Saskatchewan Teachers’ Retirement Plan Welcomes Amended Regulations

July 14, 2021

This spring, after extensive lobbying efforts by the Saskatchewan Teachers’ Federation, the provincial government passed amendments to The Pension Benefits Regulations, 1993 that updated the regulatory framework under which the STRP operates. These are welcome changes that provide more flexibility in managing the long-term sustainability of the Plan.

The amended regulations do two key things:

  1. Remove the requirement for the Plan to have a solvency ratio of 90% before providing benefit improvements. 

The Plan is funded on a going-concern basis (long-term view). However, a rule requiring the Plan to have a 90% solvency ratio before offering benefit improvements was still in place prior to the changes.

With the removal of this rule, the Federation is now more easily able to provide members with benefit improvements whenever the finances of the Plan allow. The Pension and Benefits Board of Directors is currently undertaking an analysis to determine when this may be possible under the amended regulations.

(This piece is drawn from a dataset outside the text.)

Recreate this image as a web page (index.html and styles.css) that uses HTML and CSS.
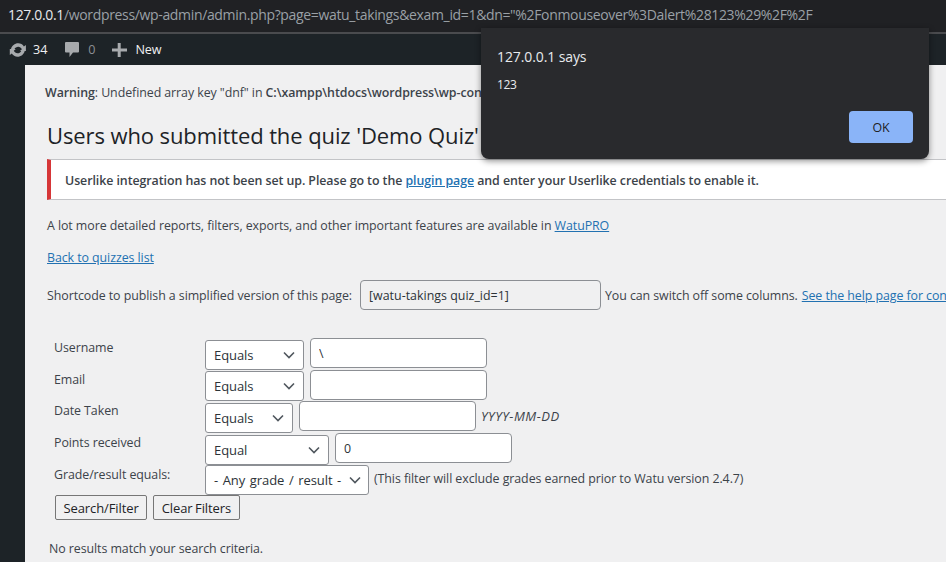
FILE: index.html
```html
<!DOCTYPE html>
<html lang="en">
<head>
<meta charset="utf-8">
<title>Users who submitted the quiz</title>
<link rel="stylesheet" href="styles.css">
</head>
<body>
<header class="urlbar"><span class="host">127.0.0.1</span><span class="path">/wordpress/wp-admin/admin.php?page=watu_takings&amp;exam_id=1&amp;dn="%2Fonmouseover%3Dalert%28123%29%2F%2F</span></header>
<nav class="adminbar">
  <span class="ab-item">
    <svg class="ab-icon" width="20" height="20" viewBox="0 0 20 20"><path d="M10.2 3.300c2.400 0 4.500 1.200 5.700 3.100l2-1.400v6h-6l2-1.700c-.8-1.500-2-2.500-3.700-2.500-1.600 0-3 .9-3.700 2.300H3c.8-3.400 3.700-5.800 7.200-5.800z M1.800 9h6l-2 1.700c.8 1.500 2 2.500 3.700 2.500 1.600 0 3-.9 3.700-2.300h3.500c-.8 3.400-3.700 5.800-7.200 5.800-2.400 0-4.500-1.200-5.700-3.100l-2 1.400z"/></svg>
    <span class="ab-count">34</span>
  </span>
  <span class="ab-item ab-comments">
    <svg class="ab-icon" width="16" height="17" viewBox="0 0 16 17"><path d="M2 1h12a1 1 0 0 1 1 1v8.500a1 1 0 0 1-1 1H9l-3.500 4.500v-4.500H2a1 1 0 0 1-1-1V2a1 1 0 0 1 1-1z"/></svg>
    <span class="ab-zero">0</span>
  </span>
  <span class="ab-item ab-new">
    <svg class="ab-icon" width="15" height="14" viewBox="0 0 15 14"><path d="M5.700 0h3v5.500H15v3H8.700V14h-3V8.500H0v-3h5.700z"/></svg>
    <span class="ab-count">New</span>
  </span>
</nav>
<div class="shell">
  <aside class="sidebar"></aside>
  <main class="content">
    <p class="warning"><b>Warning</b>: Undefined array key "dnf" in <b>C:\xampp\htdocs\wordpress\wp-content\plugins\watu\views\takings.html.php</b></p>
    <h1 class="title">Users who submitted the quiz 'Demo Quiz'</h1>
    <div class="notice"><b>Userlike integration has not been set up. Please go to the <a href="#">plugin page</a> and enter your Userlike credentials to enable it.</b></div>
    <p class="promo">A lot more detailed reports, filters, exports, and other important features are available in <a href="#">WatuPRO</a></p>
    <p class="back"><a href="#">Back to quizzes list</a></p>
    <div class="shortcode">Shortcode to publish a simplified version of this page: <input class="code" type="text" value="[watu-takings quiz_id=1]" readonly> You can switch off some columns. <a href="#">See the help page for configuration</a></div>
    <form class="filters">
      <div class="row"><label class="lbl">Username</label>
        <span class="sel w-99">Equals<svg class="chev" width="12" height="8" viewBox="0 0 12 8"><path d="M1 1.500l5 5 5-5"/></svg></span>
        <input class="txt" type="text" value="\"></div>
      <div class="row"><label class="lbl">Email</label>
        <span class="sel w-99">Equals<svg class="chev" width="12" height="8" viewBox="0 0 12 8"><path d="M1 1.500l5 5 5-5"/></svg></span>
        <input class="txt" type="text"></div>
      <div class="row"><label class="lbl">Date Taken</label>
        <span class="sel w-88">Equals<svg class="chev" width="12" height="8" viewBox="0 0 12 8"><path d="M1 1.500l5 5 5-5"/></svg></span>
        <input class="txt" type="text"> <i class="hint">YYYY-MM-DD</i></div>
      <div class="row"><label class="lbl">Points received</label>
        <span class="sel w-124">Equal<svg class="chev" width="12" height="8" viewBox="0 0 12 8"><path d="M1 1.500l5 5 5-5"/></svg></span>
        <input class="txt" type="text" value="0"></div>
      <div class="row row-grade"><label class="lbl">Grade/result equals:</label>
        <span class="sel w-164">- Any grade / result -<svg class="chev" width="12" height="8" viewBox="0 0 12 8"><path d="M1 1.500l5 5 5-5"/></svg></span>
        <span class="note">(This filter will exclude grades earned prior to Watu version 2.4.7)</span></div>
      <div class="actions"><button class="btn" type="button">Search/Filter</button><button class="btn" type="button">Clear Filters</button></div>
    </form>
    <p class="empty">No results match your search criteria.</p>
  </main>
</div>
<div class="dialog" role="alertdialog">
  <div class="d-title">127.0.0.1 says</div>
  <div class="d-msg">123</div>
  <div class="d-actions"><button class="d-ok" type="button">OK</button></div>
</div>
</body>
</html>
```
FILE: styles.css
```css
* { box-sizing: border-box; }
html, body { margin: 0; height: 562px; overflow: hidden; }
body { width: 946px; background: #1d2327; font-family: "Open Sans", "Noto Sans", sans-serif; font-size: 12.4px; letter-spacing: -0.07px; color: #3c434a; position: relative; }
.urlbar { height: 32px; background: #202124; padding: 0 0 0 8px; font-size: 14px; line-height: 29px; white-space: nowrap; letter-spacing: -0.343px; }
.host { color: #e8eaed; }
.path { color: #9aa0a6; }
.adminbar { height: 33px; padding: 0 0 0 8px; background: #1d2327; border-top: 2px solid #4a4b4e; display: flex; align-items: center; color: #f0f0f1; font-size: 12.6px; }
.ab-item { display: flex; align-items: center; }
.ab-icon { fill: #a7aaad; display: block; }
.ab-count { color: #f0f0f1; margin-left: 5px; }
.ab-comments { margin-left: 17px; }
.ab-zero { color: #8c8f94; margin-left: 8px; }
.ab-new { margin-left: 17px; }
.ab-new .ab-count { margin-left: 8px; }
.shell { display: flex; height: 497px; }
.sidebar { width: 25px; flex: none; background: #1d2327; }
.content { flex: none; width: 921px; background: #f0f0f1; padding: 0 0 0 22px; overflow: hidden; white-space: nowrap; }
.content p { margin: 0; }
.content .warning { padding-top: 19px; line-height: 18px; margin-left: -2px; }
.warning b { font-weight: 600; }
.title { font-size: 22px; font-weight: 400; color: #1d2327; margin: 19px 0 0; line-height: 29px; letter-spacing: -0.1px; }
.notice { margin: 9px 0 0; width: 900px; height: 41px; background: #fff; border: 1px solid #c3c4c7; border-left: 4px solid #d63638; padding: 1px 0 0 14px; line-height: 40px; }
.notice b { font-weight: 600; }
a { color: #2271b1; text-decoration: underline; }
.content .promo { margin-top: 17px; line-height: 18px; }
.content .back { margin-top: 14px; line-height: 18px; }
.shortcode { margin-top: 13px; display: flex; align-items: center; gap: 4px; height: 30px; }
.code { width: 241px; flex: none; height: 30px; margin-left: 4px; padding: 0 8px; border: 1px solid #8c8f94; border-radius: 4px; background: #f0f0f1; color: #2c3338; font: inherit; letter-spacing: 0.02px; }
.filters { padding: 28px 0 0 7px; }
.row { display: flex; align-items: flex-start; height: 31.7px; }
.lbl { width: 151px; flex: none; line-height: 18px; margin-top: 1px; }
.sel { display: flex; align-items: center; justify-content: space-between; height: 30px; margin-top: 1.6px; padding: 0 8px; background: #fff; border: 1px solid #8c8f94; border-radius: 3px; color: #2c3338; flex: none; font-size: 13px; word-spacing: 1.3px; }
.w-99 { width: 99px; }
.w-88 { width: 88px; }
.w-124 { width: 124px; }
.w-164 { width: 164px; padding-right: 7px; }
.chev { fill: none; stroke: #50575e; stroke-width: 1.6; display: block; flex: none; }
.txt { width: 177px; height: 30px; margin-left: 6px; padding: 0 8px; background: #fff; border: 1px solid #8c8f94; border-radius: 4px; color: #2c3338; font: inherit; flex: none; }
.hint { margin-left: 5px; line-height: 30px; font-size: 13px; letter-spacing: 0.5px; }
.note { margin-left: 5px; line-height: 26px; }
.row-grade { height: 28.2px; }
.row-grade .lbl { margin-top: 1px; }
.row-grade .sel { margin-top: 0.5px; }
.row-grade .note { margin-top: 1px; }
.actions { display: flex; gap: 6px; padding-left: 1px; margin-top: 2px; }
.btn { height: 25px; padding: 1px 7.5px 0; background: #f0f0f1; border: 1px solid #767676; border-radius: 2px; color: #1d2327; font: inherit; font-size: 13px; letter-spacing: -0.1px; word-spacing: -0.7px; }
.content .empty { margin: 20px 0 0 2px; line-height: 18px; }
.dialog { position: absolute; left: 481px; top: 28px; width: 448px; height: 131px; background: #292a2d; border-radius: 0 0 8px 8px; box-shadow: 0 2px 6px rgba(0,0,0,.45); padding: 19px 16px 0; color: #e8eaed; }
.d-title { font-size: 14px; line-height: 20px; letter-spacing: -0.1px; }
.d-msg { font-size: 12px; line-height: 16px; margin-top: 10px; letter-spacing: -0.3px; }
.d-actions { display: flex; justify-content: flex-end; margin-top: 18px; }
.d-ok { width: 64px; height: 32px; background: #8ab4f8; border: 0; border-radius: 4px; color: #202124; font: inherit; font-size: 12.4px; }
```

For years, the STRP has found itself operating in a patchwork of regulations that never quite suited its design. The passing of these amended regulations is a positive step for the Plan, and the Federation appreciates the government’s willingness to work with the STF to improve teacher pensions.

  1. Allow the Federation to have more time to pay back any future funding deficits as the amortization period was extended from 10 to 15 years.

Under pension law, pension plans like the STRP are required to file valuations at least every three years with the provincial regulator. If the Plan’s liabilities outweigh the assets, the Plan is in deficit and must fund the deficit within a set time period called the amortization period.

An increase in the amortization period from 10 to 15 years gives the Plan more time to pay off future deficits. With a longer period to fund a deficit,
the Plan is under less pressure to alter benefits or contribution levels to fund the deficit.